What made young Jeb a potential writer was his early sensitivity to the social reality:
           “To this question, as kids, my friends always gave the same answer: ‘Pussy.’. Whereas I answered ‘The smell of old people's houses.’ The question was ‘What do you really like the most in life?’ I was destined for sensibility. I was destined to become a writer. I was destined to become Jep Gambardella.” 
But in joining the mindless dance he has sold out his self. “Old people’s houses” also means mortality, the smell of the decaying body, the soul’s housing. He reveals a stifling narrowness, not a breadth, when he explains “I'm not a misogynist, I'm a misanthrope.”
At film end Jep seems to have worked through his block to be able to write again:
“This is how it always ends. With death. But first there was life, hidden beneath the blah, blah, blah... It's all settled beneath the chitter chatter and the noise, silence and sentiment, emotion and fear. The haggard, inconstant flashes of beauty. And then the wretched squalor and miserable humanity. All buried under the cover of the embarrassment of being in the world, blah, blah, blah... Beyond there is what lies beyond. And I don't deal with what lies beyond. Therefore... let this novel begin. After all... it's just a trick. Yes, it's just a trick.”

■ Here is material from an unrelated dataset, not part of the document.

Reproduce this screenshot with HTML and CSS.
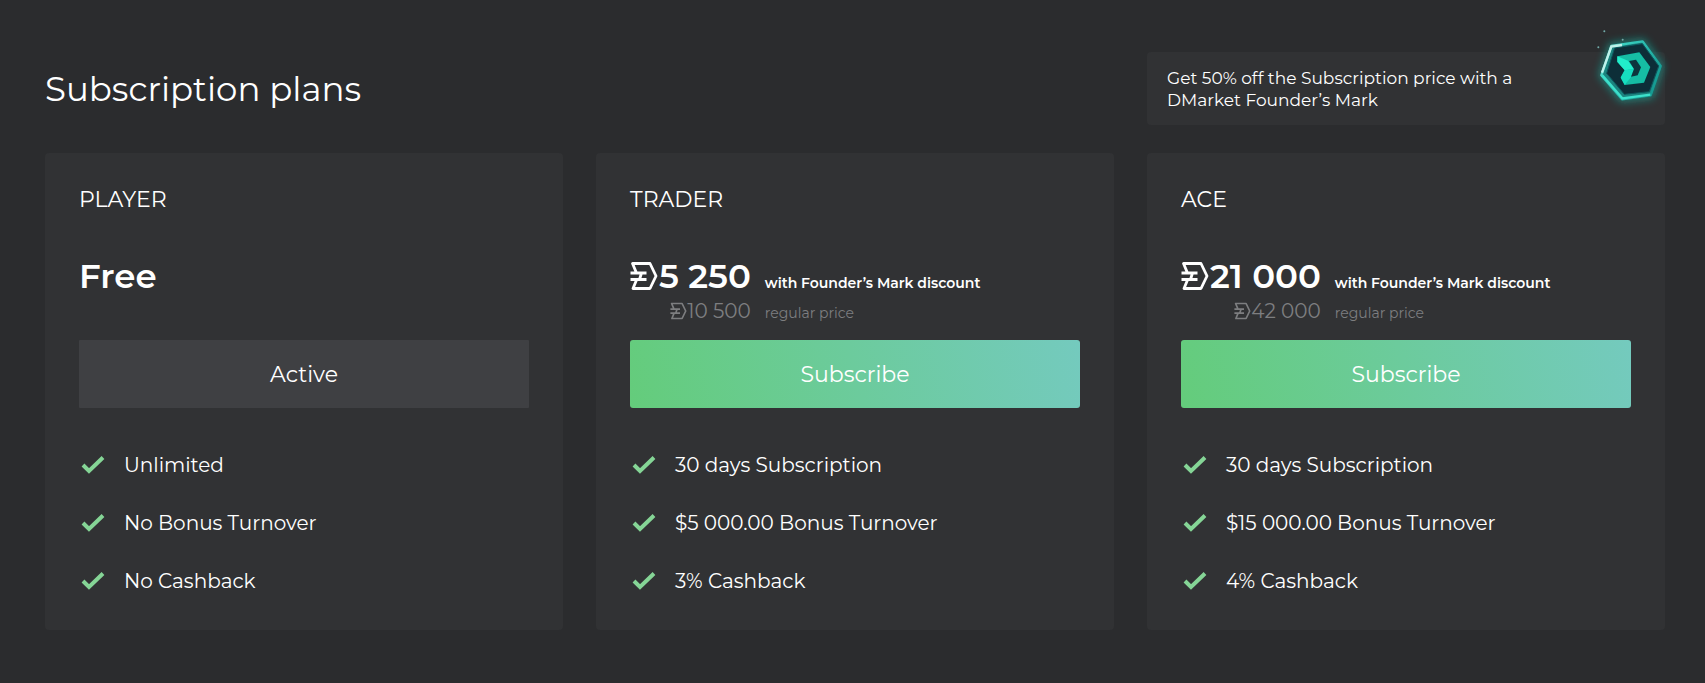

But wait. What kind of writer settles for a chorus of “Blah, blah, blah?” One who holds off engaging, probing, analyzing, defining. That is what our Jep has been consistently doing all along.  To him now writing is not the special vision and apprehension it originally was, but a simple “trick” — like making a giraffe disappear. The film does not represent his growth but his paralysis. His closing resolve is no more than his occasional truth-telling has been — the promise of a self-realization he lacks the will to pursue. Against the background of eternal Rome and its amassed riches of human achievement, the self-destroyers carry on their carrion theatre, pretending to liveliness, faking life, dying well before they’re dead.